Think in roles when you build. Equities are the growth engine; bonds are the shock absorbers; cash is the stabilizer; real assets are the diversifier. Within each bucket, diversification reduces single-point failure. For example, in equities, blend regions, sizes, and styles; in bonds, balance duration and credit quality. Duration matters: a bond fund with a 7-year duration can be expected—roughly—to fall about 7% if market yields rise 1%, and gain similarly if yields fall 1%, all else equal. That sensitivity helps you match bonds to your horizon and risk tolerance.

Use a simple allocation as a starting map and refine as needs dictate:
– Long horizon, high tolerance: 80–90% equities, 10–20% bonds/cash.
– Medium horizon or moderate tolerance: 60–70% equities, 30–40% bonds/cash.
– Short horizon or low tolerance: 30–50% equities, 50–70% bonds/cash.

Implementation can remain low-cost and rules-based by favoring broad, diversified funds that track entire markets. Reinvest income automatically to harness compounding, and avoid concentrated bets unless you can afford the risk and volatility. Remember that taxes, fees, and behavior often matter more than fine-tuning allocations.

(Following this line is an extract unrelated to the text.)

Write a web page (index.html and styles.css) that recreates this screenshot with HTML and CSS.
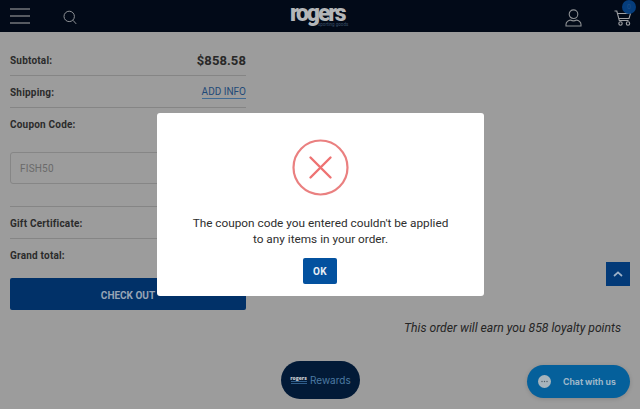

A reasonable plan you can keep beats an exquisite plan you abandon.

Risk Management and Behavioral Finance: Protecting the Plan from You and the Market

Returns are unpredictable; risk, however, can be structured. Start by naming the threats: market risk (prices fall), inflation risk (purchasing power erodes), liquidity risk (you cannot access funds when needed), concentration risk (too many eggs in one basket), and longevity risk (you outlive your money). Each has a countermeasure. Diversification and allocation address market and concentration risk; inflation-aware growth assets help against erosion; cash reserves reduce liquidity stress; and conservative withdrawal assumptions mitigate longevity risk.

Behavior is the other half of risk management. Humans are not spreadsheets. We feel losses about twice as strongly as gains, which can prompt selling low and buying high. Several biases show up repeatedly:
– Loss aversion: avoiding pain leads to inaction or panic exits.
– Recency bias: assuming the last year will repeat.
– Overconfidence: overestimating skill, underestimating luck.
– Anchoring: clinging to a reference price with no current relevance.

Design frictions that keep you on course. Set rebalancing bands—say, adjust when an asset class drifts 5 percentage points from target—so you buy what fell and trim what surged. Calendar-based rebalancing (once or twice a year) also works if it keeps you consistent. For new money, dollar-cost averaging spreads entry points across time, lowering regret even if it sometimes trails a lump-sum approach in rising markets. When markets are stormy, use decision checklists: “Has my time horizon changed? Has my ability to take risk changed? Has my thesis changed?” If the answers are no, action may not be needed beyond routine rebalancing.

Sequence-of-returns risk deserves special attention near and in retirement. Poor returns early in withdrawals can permanently dent a portfolio even if long-run averages are fine. Tactics include holding one to three years of planned withdrawals in cash-like assets, tilting slightly more conservative in the years bracketing retirement, and using dynamic withdrawal rules that reduce spending after down years and give small raises after strong years. Insurance can also transfer specific risks: term life to protect income dependents, disability coverage for earning power, and liability coverage for legal shocks. Risk management is not about eliminating discomfort; it is about ensuring discomfort does not derail the mission.

Building a Long-Term Plan: Goals, Milestones, and Maintenance

Great plans are specific, flexible, and boringly repeatable. Start with goal clarity: define a target amount, a date, and a purpose. “I want 60,000 for a home down payment in five years,” or “I need income that supports 3,500 per month after taxes beginning in 2045.” Work backward from each goal to a monthly contribution and an asset mix that aligns with the horizon. Short-term goals favor stability; long-term goals can lean into growth with the understanding that volatility is the price of higher expected returns. Make a one-page policy statement capturing objectives, allocation targets, rebalancing rules, and what will trigger changes.

Next, place dollars deliberately. Tax-advantaged accounts, where available in your jurisdiction, can be powerful for long-horizon goals because compounding is less interrupted by taxes. Consider asset location: hold faster-growing, tax-inefficient assets where tax sheltering is possible, and place tax-efficient or lower-return assets in taxable space. Keep records simple with a small set of diversified funds, and add only when a new holding clearly improves diversification or access to a distinct return driver.

Operationalize the plan with a rhythm you can live with:
– Automate contributions on payday, escalating the amount with each raise.
– Schedule two portfolio checkups a year for rebalancing and housekeeping.
– Run an annual “fire drill” for emergencies: confirm cash reserves, insurance, and document access.
– Use a rolling 12-month forecast to spot cash crunches before they happen.

Build resilience by stress-testing. Ask, “What if markets fall 30% this year?” “What if inflation runs above expectations for three years?” “What if income drops for a quarter?” Pre-commit responses: pause discretionary spending, temporarily raise cash contributions, or accept a slower timeline rather than abandoning the plan. For multi-decade goals, consider glide paths that gradually lower equity exposure as the target date approaches, reviewed every few years rather than tweaked monthly. Most importantly, tie money to meaning. Plans anchored in real-life priorities—stability for family, freedom to work on meaningful projects, time for care and community—are plans you will protect when the news cycle wobbles. Consistency is the quiet superpower of finance.